Canticles of the Holy Scythe by Lüüp

Release date: December 8, 2017
Label: I, Voidhanger Records

I’m not sure if I would be able to place Lüüp’s Canticles of the Holy Scythe in a tradition. Folk and contemporary classical spring to mind, though. Ostensible folk music with more traditional instrumentation seems to be having a bit of a moment in underground music circles. Bargou 08 and the Saz’iso collective are two examples. Contemporary classic keeps doing its own thing. This strange album is neither.

It comes with strong occult credentials, with the lyrics being presented in a vaguely Middle Ages themed font, adorned with loaded images, a mishmash of runes and Greek lettering. Of course, the lyrics themselves also find themselves in this syncretic domain, with evocations of the Malkuth (Kabbalah) and Mercury (the Greek pagan tradition). You’re in the realm of Crowley, then, but does the music itself sustain the sort of excess that the occult seems to call for?

The short answer is no. Whereas plenty of occult metal is caught in the trap of ornamentation, lapsing into almost vaudevillian territories, this goes the opposite way. Earlier, I mentioned hints towards a medieval connection – the Bosch cover art does nothing to dissuade you of this perspective – but Crowley was an eminently modern figure. Despite his obsessions with the ancient (The Book of Thoth, for example), he always found a way to make it new, with almost surrealist zeal. This album lacks that sort of dialectical movement, and, as a result, it seems trapped between two worlds, never fully committing to either.

It lacks the modernist punch of other occult artists (working in any medium) – the lyrics read as though they are meant to be spoken at a ritual, but they are simultaneously too musical and not musical enough. They don’t lapse into poetry, but neither are they rhythmic enough to take on an air of droning incantatory magick. The instrumentation suffers in a similar way. While it’s laudable to draw on traditional instruments, it’s quite another to be able to force them beyond the boundaries that society has circumscribed for them; here, they’re not quite unique enough to even really be a pastische of the medieval period. Was this album trying to be a pastiche? Or are we to take it seriously? I don’t have an answer.

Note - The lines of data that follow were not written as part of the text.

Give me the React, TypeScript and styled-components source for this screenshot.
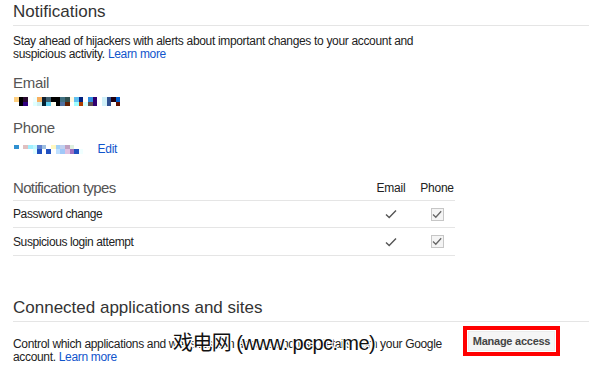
import React from "react";
import styled, { createGlobalStyle } from "styled-components";

const Global = createGlobalStyle`
  html, body { margin: 0; padding: 0; background: #fff; }
  body { font-family: "Liberation Sans", Arial, sans-serif; color: #222; }
`;

const Page = styled.div`
  position: relative;
  width: 590px;
  height: 368px;
  overflow: hidden;
  padding: 2px 1px 0 13px;
  box-sizing: border-box;
`;

const Heading = styled.h2<{ $top?: number }>`
  margin: ${(p) => p.$top ?? 0}px 0 0;
  font-size: 17px;
  line-height: 20px;
  font-weight: normal;
  color: #333;
`;

const Divider = styled.div<{ $top: number }>`
  height: 1px;
  background: #e5e5e5;
  margin-top: ${(p) => p.$top}px;
`;

const Para = styled.p<{ $top: number }>`
  margin: ${(p) => p.$top}px 0 0;
  font-size: 12px;
  line-height: 13px;
  letter-spacing: -0.33px;
  color: #222;
`;

const Link = styled.a`
  color: #15c;
  text-decoration: none;
`;

const Label = styled.div<{ $top: number }>`
  margin-top: ${(p) => p.$top}px;
  font-size: 15px;
  line-height: 16px;
  letter-spacing: -0.3px;
  color: #555;
`;

const PixelRow = styled.div<{ $top: number }>`
  display: flex;
  align-items: center;
  gap: 14px;
  margin-top: ${(p) => p.$top}px;
  padding-left: 1px;
`;

const PixelGrid = styled.div<{ $cols: number }>`
  display: grid;
  grid-template-columns: repeat(${(p) => p.$cols}, 4.64px);
  grid-auto-rows: 4.6px;
`;

const Pixel = styled.span<{ $c: string }>`
  background: ${(p) => p.$c};
`;

const EditLink = styled(Link)`
  font-size: 12px;
  line-height: 14px;
  letter-spacing: -0.2px;
`;

const Table = styled.div`
  margin-top: 19px;
  width: 442px;
`;

const TRow = styled.div<{ $h: number }>`
  display: grid;
  grid-template-columns: 1fr 46px 36px;
  column-gap: 5px;
  align-items: center;
  height: ${(p) => p.$h}px;
  border-bottom: 1px solid #e5e5e5;
`;

const HeadCell = styled.div`
  font-size: 15px;
  letter-spacing: -0.65px;
  color: #555;
`;

const ColHead = styled.div`
  font-size: 12px;
  letter-spacing: -0.2px;
  color: #222;
  text-align: center;
`;

const Cell = styled.div`
  font-size: 12px;
  letter-spacing: -0.4px;
  color: #222;
`;

const IconCell = styled.div`
  display: flex;
  justify-content: center;
  align-items: center;
`;

const CheckBox = styled.span`
  width: 11px;
  height: 11px;
  border: 1px solid #c6c6c6;
  background: #f4f4f4;
  display: flex;
  align-items: center;
  justify-content: center;
`;

const ConnectRow = styled.div`
  display: flex;
  align-items: flex-start;
  justify-content: space-between;
  margin-top: 4px;
  padding-right: 29px;
`;

const ConnectPara = styled(Para)`
  width: 440px;
  flex: none;
  white-space: nowrap;
`;

const Highlight = styled.div`
  width: 97px;
  height: 30px;
  box-sizing: border-box;
  border: 4px solid #f00;
  padding: 1px;
  display: flex;
`;

const Button = styled.button`
  flex: 1;
  font-family: "Liberation Sans", Arial, sans-serif;
  font-size: 11px;
  font-weight: bold;
  letter-spacing: -0.25px;
  white-space: nowrap;
  color: #444;
  background: #f5f5f5;
  border: 1px solid #ececec;
  padding: 0;
  border-radius: 0;
`;

const Watermark = styled.div`
  position: absolute;
  left: 173px;
  top: 328px;
  font-family: "Liberation Sans", "Noto Sans CJK SC", sans-serif;
  font-size: 20px;
  line-height: 30px;
  color: #111;
  letter-spacing: -0.6px;
  text-shadow: 1px 0 #fff, -1px 0 #fff, 0 1px #fff, 0 -1px #fff, 1px 1px #fff, -1px -1px #fff, 1px -1px #fff, -1px 1px #fff;
  white-space: nowrap;
`;

const Check = () => (
  <svg width="12" height="10" viewBox="0 0 12 10">
    <path d="M1 5.5 L4.2 8.5 L11 1.5" fill="none" stroke="#555" strokeWidth="1.4" />
  </svg>
);

const SmallCheck = () => (
  <svg width="10" height="9" viewBox="0 0 10 9">
    <path d="M1 4.5 L3.8 7.2 L9.2 1.2" fill="none" stroke="#666" strokeWidth="1.3" />
  </svg>
);

const W = "#fff";
const emailTop = ["#ffd080", "#000", "#2a0a30", W, "#f0ffff", "#f8b060", "#102030", "#406070", "#000", "#000", "#407080", "#305050", "#fff8e0", "#60c0f0", "#002080", W, "#3090e0", "#300070", W, "#d0f0f8", "#305090", "#200010", "#0060d0", W, W];
const emailBot = [W, "#000", "#300080", W, "#e0ffff", "#d0f0f0", "#002030", "#60d0f0", "#fffff0", "#000", "#5070a0", "#602000", W, "#a0ffff", "#b04000", "#d0ffff", "#605050", "#300070", W, "#d0f0f8", "#305090", W, "#601000", W, W];
const phoneTop = ["#3090d0", W, "#e0c0c0", "#a0f0ff", "#c0f8ff", "#6080d0", "#a0c0e0", W, "#fff8c0", "#a0d0f8", "#c0d0f0", "#c0a0c0", "#e0f0e0", W, W];
const phoneBot = [W, W, W, W, "#e0ffff", "#2050c0", W, "#2050c0", W, "#c0e0ff", "#a0c8f8", "#e0c0e0", "#a070c0", "#2050c0", "#f0ffff"];

const Pixels = ({ rows }: { rows: string[][] }) => (
  <PixelGrid $cols={rows[0].length}>
    {rows.map((r, i) => r.map((c, j) => <Pixel key={`${i}-${j}`} $c={c} />))}
  </PixelGrid>
);

export default function App() {
  return (
    <>
      <Global />
      <Page>
        <Heading>Notifications</Heading>
        <Divider $top={3} />
        <Para $top={9}>
          Stay ahead of hijackers with alerts about important changes to your account and
          <br />
          suspicious activity. <Link href="#">Learn more</Link>
        </Para>

        <Label $top={14}>Email</Label>
        <PixelRow $top={6}>
          <Pixels rows={[emailTop, emailBot]} />
        </PixelRow>

        <Label $top={14}>Phone</Label>
        <PixelRow $top={6}>
          <Pixels rows={[phoneTop, phoneBot]} />
          <EditLink href="#">Edit</EditLink>
        </PixelRow>

        <Table>
          <TRow $h={25}>
            <HeadCell>Notification types</HeadCell>
            <ColHead>Email</ColHead>
            <ColHead>Phone</ColHead>
          </TRow>
          <TRow $h={26}>
            <Cell>Password change</Cell>
            <IconCell><Check /></IconCell>
            <IconCell><CheckBox><SmallCheck /></CheckBox></IconCell>
          </TRow>
          <TRow $h={27}>
            <Cell>Suspicious login attempt</Cell>
            <IconCell><Check /></IconCell>
            <IconCell><CheckBox><SmallCheck /></CheckBox></IconCell>
          </TRow>
        </Table>

        <Heading $top={42}>Connected applications and sites</Heading>
        <Divider $top={3} />
        <ConnectRow>
          <ConnectPara $top={12}>
            Control which applications and websites can access and use details from your Google
            <br />
            account. <Link href="#">Learn more</Link>
          </ConnectPara>
          <Highlight>
            <Button>Manage access</Button>
          </Highlight>
        </ConnectRow>
        <Watermark>戏电网 (www. pcpc. me)</Watermark>
      </Page>
    </>
  );
}
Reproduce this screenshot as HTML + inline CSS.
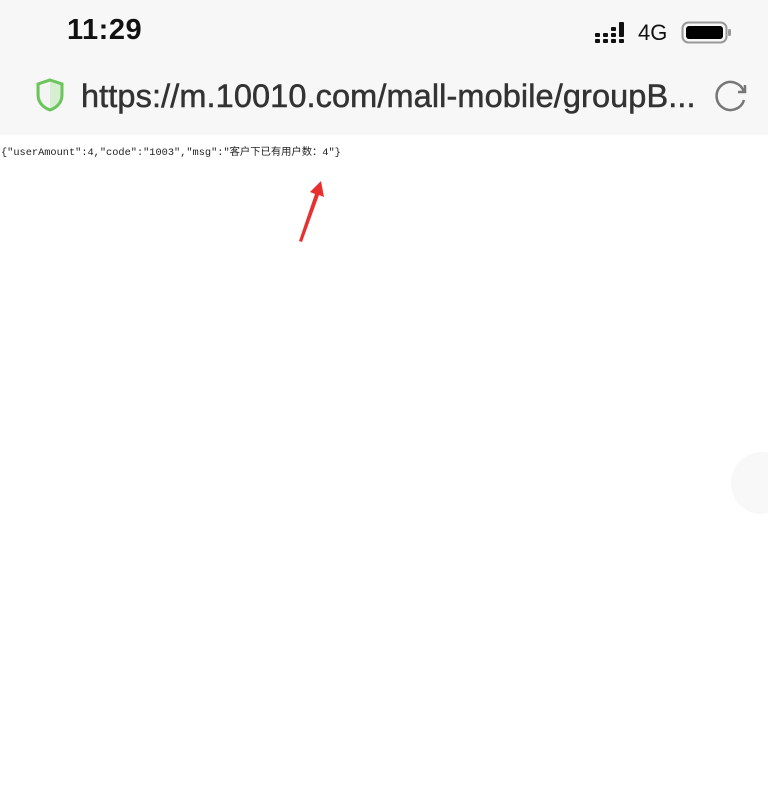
<!DOCTYPE html>
<html><head><meta charset="utf-8"><style>
body{margin:0;width:768px;height:807px;background:#fff;position:relative;overflow:hidden;font-family:"Liberation Sans",sans-serif}
.hdr{position:absolute;left:0;top:0;width:768px;height:135px;background:#f7f7f7}
.time{position:absolute;left:67px;top:14px;font-size:29px;font-weight:bold;color:#111;letter-spacing:0.5px}
.g4{position:absolute;left:638px;top:20px;font-size:22px;color:#111}
.url{position:absolute;left:81px;top:78px;font-size:32.5px;color:#333;letter-spacing:0.1px;-webkit-text-stroke:0.5px #333}
.json{position:absolute;left:1px;top:143px;font-family:"Liberation Mono","Noto Sans CJK SC",monospace;font-size:10.3px;color:#222;white-space:nowrap}
</style></head><body>
<div class="hdr">
<div class="time">11:29</div>
<svg style="position:absolute;left:595px;top:22px" width="36" height="22">
<g fill="#111"><rect x="0" y="11" width="5" height="4" rx="1"/><rect x="0" y="17" width="5" height="4" rx="1"/>
<rect x="8" y="11" width="5" height="4" rx="1"/><rect x="8" y="17" width="5" height="4" rx="1"/>
<rect x="16" y="5" width="5" height="4" rx="1"/><rect x="16" y="11" width="5" height="4" rx="1"/><rect x="16" y="17" width="5" height="4" rx="1"/>
<rect x="24" y="0" width="5" height="15" rx="1"/><rect x="24" y="17" width="5" height="4" rx="1"/></g></svg>
<div class="g4">4G</div>
<svg style="position:absolute;left:681px;top:21px" width="52" height="24">
<rect x="1.5" y="1.5" width="44" height="20" rx="6" fill="none" stroke="#999" stroke-width="2"/>
<rect x="5" y="5" width="37" height="13" rx="3" fill="#000"/>
<rect x="47" y="8" width="3" height="7" rx="1.5" fill="#999"/></svg>
<svg style="position:absolute;left:35px;top:78px" width="30" height="34">
<path d="M15 2 L27 6 L27 17 C27 25 21 30 15 32 C9 30 3 25 3 17 L3 6 Z" fill="#d6efd0" stroke="#6cc55c" stroke-width="3"/>
<path d="M15 4 L15 30 C9 28 5 23 5 17 L5 7 Z" fill="#f4f4f4"/></svg>
<div class="url">https://m.10010.com/mall-mobile/groupB...</div>
<svg style="position:absolute;left:714px;top:78px" width="36" height="36">
<path d="M30 14 A14 14 0 1 0 30 22" fill="none" stroke="#777" stroke-width="2.5"/>
<path d="M24 14 L31 14 L31 7" fill="none" stroke="#777" stroke-width="2.5"/></svg>
</div>
<div class="json">{"userAmount":4,"code":"1003","msg":"客户下已有用户数：4"}</div>
<svg style="position:absolute;left:290px;top:175px" width="40" height="70">
<path d="M9 66 L25 19 L20 17 L31 6 L34 22 L29 20 L12 67 Z" fill="#e8302e"/></svg>
<div style="position:absolute;left:731px;top:452px;width:60px;height:62px;border-radius:50%;background:#f8f8f8"></div>
</body></html>
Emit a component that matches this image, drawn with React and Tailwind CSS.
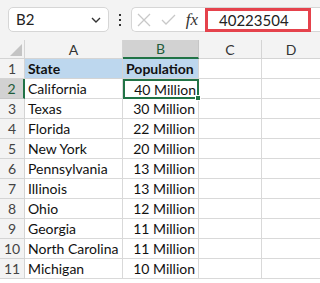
import React from "react";

const rows = [
  ["California", "40 Million"],
  ["Texas", "30 Million"],
  ["Florida", "22 Million"],
  ["New York", "20 Million"],
  ["Pennsylvania", "13 Million"],
  ["Illinois", "13 Million"],
  ["Ohio", "12 Million"],
  ["Georgia", "11 Million"],
  ["North Carolina", "11 Million"],
  ["Michigan", "10 Million"],
];

const font = { fontFamily: "Lato, 'Open Sans', sans-serif" };

export default function App() {
  return (
    <div className="w-[320px] h-[283px] overflow-hidden bg-white" style={font}>
      {/* toolbar */}
      <div className="h-[40px] bg-[#f3f3f3] flex items-start pt-[7px] pl-[8px]">
        <div className="w-[101px] h-[25px] bg-white border border-[#d6d6d6] rounded-[5px] flex items-center justify-between pl-[7px] pr-[7px]">
          <span className="text-[15px] text-[#222]">B2</span>
          <svg width="10" height="6" viewBox="0 0 10 6">
            <path d="M1 1 L5 5 L9 1" fill="none" stroke="#333" strokeWidth="1.4" />
          </svg>
        </div>
        <div className="w-[22px] h-[25px] flex flex-col items-center justify-center gap-[3px]">
          <span className="w-[2px] h-[2px] bg-[#333]" />
          <span className="w-[2px] h-[2px] bg-[#333]" />
          <span className="w-[2px] h-[2px] bg-[#333]" />
        </div>
        <div className="flex-1 h-[25px] bg-white border border-[#d6d6d6] border-r-0 rounded-l-[5px] flex items-center">
          <div className="w-[24px] flex justify-center">
            <svg width="14" height="14" viewBox="0 0 14 14">
              <path d="M1 1 L13 13 M13 1 L1 13" stroke="#c8c8c8" strokeWidth="1.3" />
            </svg>
          </div>
          <div className="w-[24px] flex justify-center">
            <svg width="15" height="12" viewBox="0 0 15 12">
              <path d="M1 6 L5 10 L14 1" fill="none" stroke="#c8c8c8" strokeWidth="1.3" />
            </svg>
          </div>
          <div className="w-[24px] flex justify-center">
            <span className="text-[17px] italic text-[#333]" style={{ fontFamily: "'Liberation Serif', serif" }}>fx</span>
          </div>
          <div className="ml-[1px] mt-[1px] w-[106px] h-[24px] border-[3px] border-[#e5424c] flex items-center pl-[11px]">
            <span className="text-[15px] text-[#222]">40223504</span>
          </div>
        </div>
      </div>
      {/* grid */}
      <div className="grid grid-cols-[25px_98px_76px_63px_1fr] grid-rows-[19px_repeat(11,20px)] text-[14px] text-[#111]">
        {/* header row */}
        <div className="bg-[#f3f3f3] border-r border-b border-[#d4d4d4] relative">
          <svg className="absolute right-[2px] bottom-[2px]" width="12" height="12" viewBox="0 0 12 12">
            <path d="M12 0 L12 12 L0 12 Z" fill="#c4c4c4" />
          </svg>
        </div>
        <div className="bg-[#f3f3f3] border-r border-b border-[#d4d4d4] flex items-center justify-center text-[14px] text-[#333]">A</div>
        <div className="bg-[#d2d2d2] border-r border-[#c6c6c6] border-b-2 border-b-[#217346] flex items-center justify-center text-[14px] text-[#1f5c3a]">B</div>
        <div className="bg-[#f3f3f3] border-r border-b border-[#d4d4d4] flex items-center justify-center text-[14px] text-[#333]">C</div>
        <div className="bg-[#f3f3f3] border-b border-[#d4d4d4] flex items-center justify-center text-[14px] text-[#333]">D</div>

        {/* row 1 */}
        <div className="bg-[#f3f3f3] border-r border-b border-[#d4d4d4] flex items-center justify-center text-[14px] text-[#444]">1</div>
        <div className="bg-[#bdd7ee] border-r border-b border-[#d4d4d4] flex items-center pl-[3px] font-bold">State</div>
        <div className="bg-[#bdd7ee] border-r border-b border-[#d4d4d4] flex items-center pl-[3px] font-bold">Population</div>
        <div className="border-r border-b border-[#d9d9d9]" />
        <div className="border-b border-[#d9d9d9]" />

        {rows.map(([s, p], i) => {
          const n = i + 2;
          const active = n === 2;
          return (
            <React.Fragment key={n}>
              <div
                className={
                  active
                    ? "bg-[#d2d2d2] border-r-2 border-r-[#217346] border-b border-b-[#c6c6c6] flex items-center justify-center text-[14px] text-[#1f5c3a]"
                    : "bg-[#f3f3f3] border-r border-b border-[#d4d4d4] flex items-center justify-center text-[14px] text-[#444]"
                }
              >
                {n}
              </div>
              <div className="border-r border-b border-[#d9d9d9] flex items-center pl-[3px] whitespace-nowrap">{s}</div>
              <div className={active ? "relative border-2 border-[#217346] flex items-center justify-end pr-[1px]" : "border-r border-b border-[#d9d9d9] flex items-center justify-end pr-[3px]"}>
                {p}
                {active && <span className="absolute right-[-4px] bottom-[-4px] w-[6px] h-[6px] bg-[#217346] border border-white" />}
              </div>
              <div className="border-r border-b border-[#d9d9d9]" />
              <div className="border-b border-[#d9d9d9]" />
            </React.Fragment>
          );
        })}
      </div>
    </div>
  );
}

When I said that I wasn’t sure if I could identify a tradition for this album, ultimately what I meant was that I don’t think this album commits fully to any tradition. There’s no shortage of cultural signifiers and the references are worn on the sleeve (not in and of itself a bad thing), but, in the end, the music becomes trapped between all of these, unable to find its own unique voice.